On the disclosed side, this is an early-stage provisional disclosure of an architecture. There is no claim that it has been built, deployed, integrated with any registry or standard, or validated, and no sequestration, verification-accuracy, cost, or performance figures are asserted for it. A credentialing surface also does not create carbon benefit; it can only represent and bind a claim whose substance comes from the material and its independent assessment. If the underlying assessment is weak, a signed surface does not strengthen it.

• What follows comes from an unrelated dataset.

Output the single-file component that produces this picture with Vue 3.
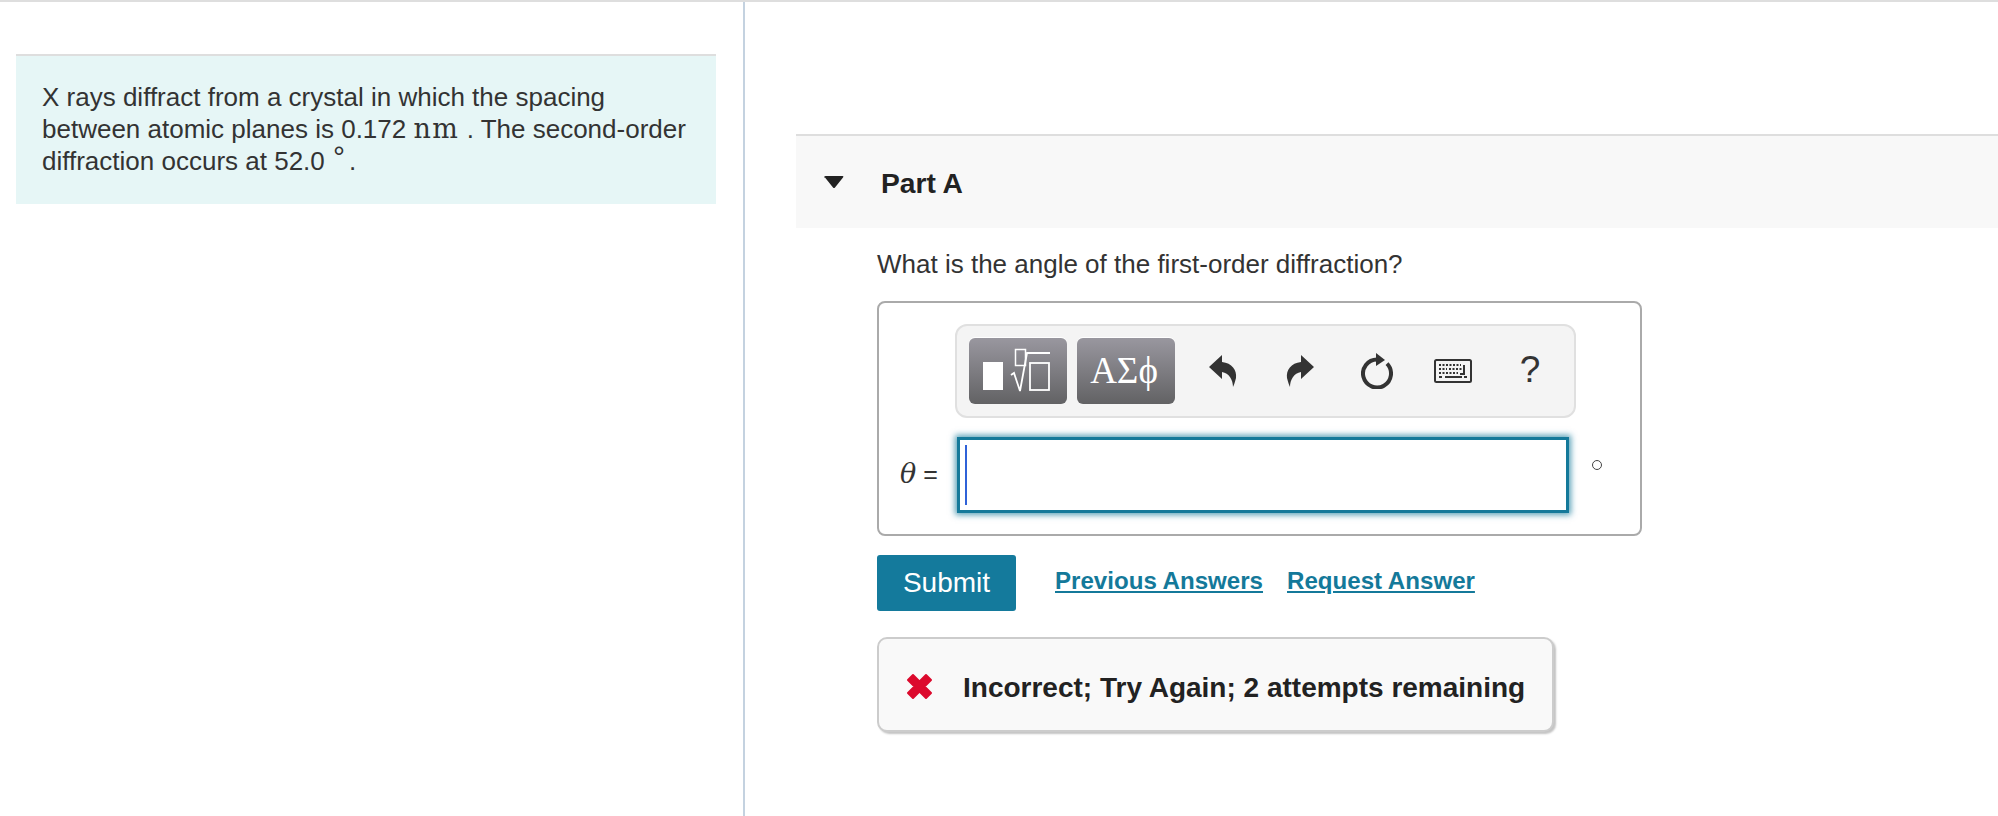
<template>
  <div class="page">
    <aside class="left">
      <div class="intro">
        X rays diffract from a crystal in which the spacing<br />
        between atomic planes is 0.172 <span class="unit">nm</span> . The second-order<br />
        diffraction occurs at 52.0 <span class="deg">°</span>.
      </div>
    </aside>
    <main class="right">
      <header class="part">
        <svg class="caret" width="20" height="12" viewBox="0 0 20 12"><path d="M0 1.500Q0 0 1.500 0H18.500Q20 0 19 1.500L11 11.500Q10 12.500 9 11.500L1 1.500Z" fill="#222" /></svg>
        <h2>Part A</h2>
      </header>
      <section class="body">
        <p class="q">What is the angle of the first-order diffraction?</p>
        <div class="answer">
          <div class="toolbar">
            <button class="tpl">
              <svg width="98" height="66" viewBox="0 0 98 66">
                <rect x="14" y="24" width="20" height="28" fill="#fff" />
                <rect x="46.500" y="11.500" width="10" height="16" fill="none" stroke="#fff" stroke-width="1.500" />
                <path d="M42 37l3-2 6 18 7-38h23" fill="none" stroke="#fff" stroke-width="1.800" />
                <rect x="61" y="25" width="19" height="27" fill="none" stroke="#fff" stroke-width="1.800" />
              </svg>
            </button>
            <button class="tpl sym">ΑΣϕ</button>
            <div class="tools">
              <span class="tool">
                <svg width="28" height="32" viewBox="0 0 28 32"><path d="M0 12L13 0V7C23 8 28 15 27 23C26 27 25 30 24 32C24 25 20 18 13 17V24Z" fill="#333" /></svg>
              </span>
              <span class="tool">
                <svg width="28" height="32" viewBox="0 0 28 32"><path d="M28 12L15 0V7C5 8 0 15 1 23C2 27 3 30 4 32C4 25 8 18 15 17V24Z" fill="#333" /></svg>
              </span>
              <span class="tool">
                <svg width="32" height="36" viewBox="0 0 32 36">
                  <path d="M16 6.500A14 14 0 1 0 26 10.700" fill="none" stroke="#333" stroke-width="4" />
                  <path d="M15 0L24 7L15 13Z" fill="#333" />
                </svg>
              </span>
              <span class="tool">
                <svg width="38" height="24" viewBox="0 0 38 24">
                  <rect x="1" y="1" width="36" height="22" rx="1.500" fill="none" stroke="#333" stroke-width="2" />
                  <path d="M5 6h22" stroke="#333" stroke-width="2" stroke-dasharray="2 1.500" fill="none" />
                  <path d="M5 10h8M15 10h14" stroke="#333" stroke-width="2" stroke-dasharray="2 1.500" fill="none" />
                  <path d="M5 14h19" stroke="#333" stroke-width="2" stroke-dasharray="2 1.500" fill="none" />
                  <path d="M30 6v9h-4M5 18h3M11 18h17M30 18h3" stroke="#333" stroke-width="2" fill="none" />
                </svg>
              </span>
              <span class="tool help">?</span>
            </div>
          </div>
          <div class="field-row">
            <label class="lbl"><i>θ</i> <span>=</span></label>
            <div class="field"><span class="cursor"></span></div>
            <span class="ring"></span>
          </div>
        </div>
        <div class="actions">
          <button class="submit">Submit</button>
          <a class="link first">Previous Answers</a>
          <a class="link">Request Answer</a>
        </div>
        <div class="feedback">
          <svg width="27" height="27" viewBox="0 0 27 27"><path d="M2 7L7 2L13.500 8.500L20 2L25 7L18.500 13.500L25 20L20 25L13.500 18.500L7 25L2 20L8.500 13.500Z" fill="#dc0a2d" stroke="#dc0a2d" stroke-width="2" stroke-linejoin="round" /></svg>
          <strong>Incorrect; Try Again; 2 attempts remaining</strong>
        </div>
      </section>
    </main>
  </div>
</template>

<script setup>
</script>

<style>
html, body { margin: 0; background: #fff; }
</style>

<style scoped>
.page {
  display: flex;
  width: 1998px;
  height: 816px;
  overflow: hidden;
  box-sizing: border-box;
  border-top: 2px solid #dedede;
  font-family: "Liberation Sans", Arial, sans-serif;
  color: #333;
  background: #fff;
}
.left {
  width: 745px;
  flex: none;
  box-sizing: border-box;
  border-right: 2px solid #c4d2e0;
  padding: 52px 27px 0 16px;
}
.intro {
  box-sizing: border-box;
  height: 150px;
  border-top: 2px solid #dedede;
  background: #e6f6f6;
  padding: 25px 26px 0;
  font-size: 26px;
  line-height: 32px;
}
.unit { font-family: "DejaVu Serif", serif; font-size: 27px; letter-spacing: 1.500px; line-height: 1; }
.deg { font-size: 30px; position: relative; top: -3px; margin: 0 4px 0 1px; line-height: 1; }
.right { flex: 1; padding: 132px 0 0 51px; min-width: 0; }
.part {
  box-sizing: border-box;
  height: 94px;
  border-top: 2px solid #dedede;
  background: #f8f8f8;
  display: flex;
  align-items: center;
  padding-left: 28px;
}
.caret { margin-right: 37px; }
.part h2 { margin: 2px 0 0 0; font-size: 28.200px; font-weight: 700; color: #222; }
.body { padding-left: 81px; }
.q { margin: 20px 0 21px; font-size: 26px; line-height: 32px; }
.answer {
  box-sizing: border-box;
  width: 765px;
  height: 235px;
  border: 2px solid #aaa;
  border-radius: 8px;
  padding-top: 21px;
}
.toolbar {
  box-sizing: border-box;
  width: 621px;
  height: 94px;
  margin-left: 76px;
  border: 2px solid #e0e0e0;
  border-radius: 12px;
  background: #f4f4f4;
  display: flex;
  align-items: center;
  padding-left: 12px;
  gap: 10px;
}
.tpl {
  flex: none;
  width: 98px;
  height: 66px;
  padding: 0;
  border: 0;
  border-radius: 6px;
  background: linear-gradient(#99979f, #626264);
  box-shadow: 0 -1px 0 #fff;
  display: flex;
  align-items: center;
  justify-content: center;
}
.tpl svg { display: block; }
.sym {
  color: #fff;
  font-family: "Liberation Serif", serif;
  font-size: 37px;
  padding: 0 4px 2px 0;
  box-sizing: border-box;
}
.tools { display: flex; flex: none; }
.tool {
  width: 76.700px;
  height: 90px;
  display: flex;
  align-items: center;
  justify-content: center;
}
.help { font-size: 37px; color: #333; padding-bottom: 3px; box-sizing: border-box; }
.field-row { display: flex; align-items: center; margin-top: 19px; }
.lbl { flex: none; width: 78px; box-sizing: border-box; padding: 0 0 4px 21px; font-size: 25px; white-space: nowrap; }
.lbl i { font-family: "DejaVu Serif", serif; font-size: 27px; }
.field {
  flex: none;
  box-sizing: border-box;
  width: 612px;
  height: 76px;
  border: 3px solid #14799a;
  box-shadow: 0 0 6px 2px rgba(20, 121, 154, 0.7);
  background: #fff;
  padding: 5px;
  display: flex;
}
.cursor { width: 2px; height: 60px; background: #2f62d8; }
.ring {
  flex: none;
  width: 10px;
  height: 10px;
  box-sizing: border-box;
  border: 1.500px solid #444;
  border-radius: 50%;
  margin: -20px 0 0 23px;
}
.actions { display: flex; align-items: flex-start; margin-top: 19px; }
.submit {
  width: 139px;
  height: 56px;
  padding: 0;
  border: 0;
  border-radius: 3px;
  background: #147a9c;
  color: #fff;
  font-family: inherit;
  font-size: 28px;
}
.link {
  color: #14799a;
  font-size: 24.100px;
  font-weight: 700;
  line-height: 52px;
  text-decoration: underline;
  margin-left: 24px;
}
.link.first { margin-left: 39px; }
.feedback {
  box-sizing: border-box;
  width: 677px;
  height: 95px;
  margin-top: 26px;
  border: 2px solid #ccc;
  border-radius: 10px;
  background: #f9f9f9;
  box-shadow: 2px 2px 2px #c4c4c4;
  display: flex;
  align-items: center;
  padding-left: 27px;
  gap: 30px;
}
.feedback svg { margin-top: 3px; }
.feedback strong { font-size: 28px; color: #222; white-space: nowrap; margin-top: 6px; }
</style>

On the described-competitor side, the statements above are limited to genuine, widely-known, architecture-level facts about electrochemical low-carbon cement production, stated neutrally. Nothing here should be read as asserting a defect in Sublime's product, process, or claims. That a material's environmental attributes are documented through conventional life-cycle assessment and standards conformance is the normal and appropriate practice today, not a shortcoming.
Disclosure Scope
The inventive subject matter referenced in this article is disclosed in U.S. Provisional Application No. 64/050,895, directed to a multi-function credentialed structural substrate that carries carbon sequestration, among other properties, as an independently credentialed admissibility surface bound to a specific structural element. The scope of any resulting protection is defined by the claims of the application as prosecuted, not by this article. All references to Sublime Systems and to the low-carbon cement market are external context offered for orientation only; they are not claims of the application, do not describe the disclosed invention, and are not asserted to be complete or current. Nothing in this article asserts or implies any defect, deficiency, or infringement on the part of Sublime Systems or any other named entity, and the comparison is offered as an honest architectural contrast between a shipping material and a disclosed representation-and-verification architecture.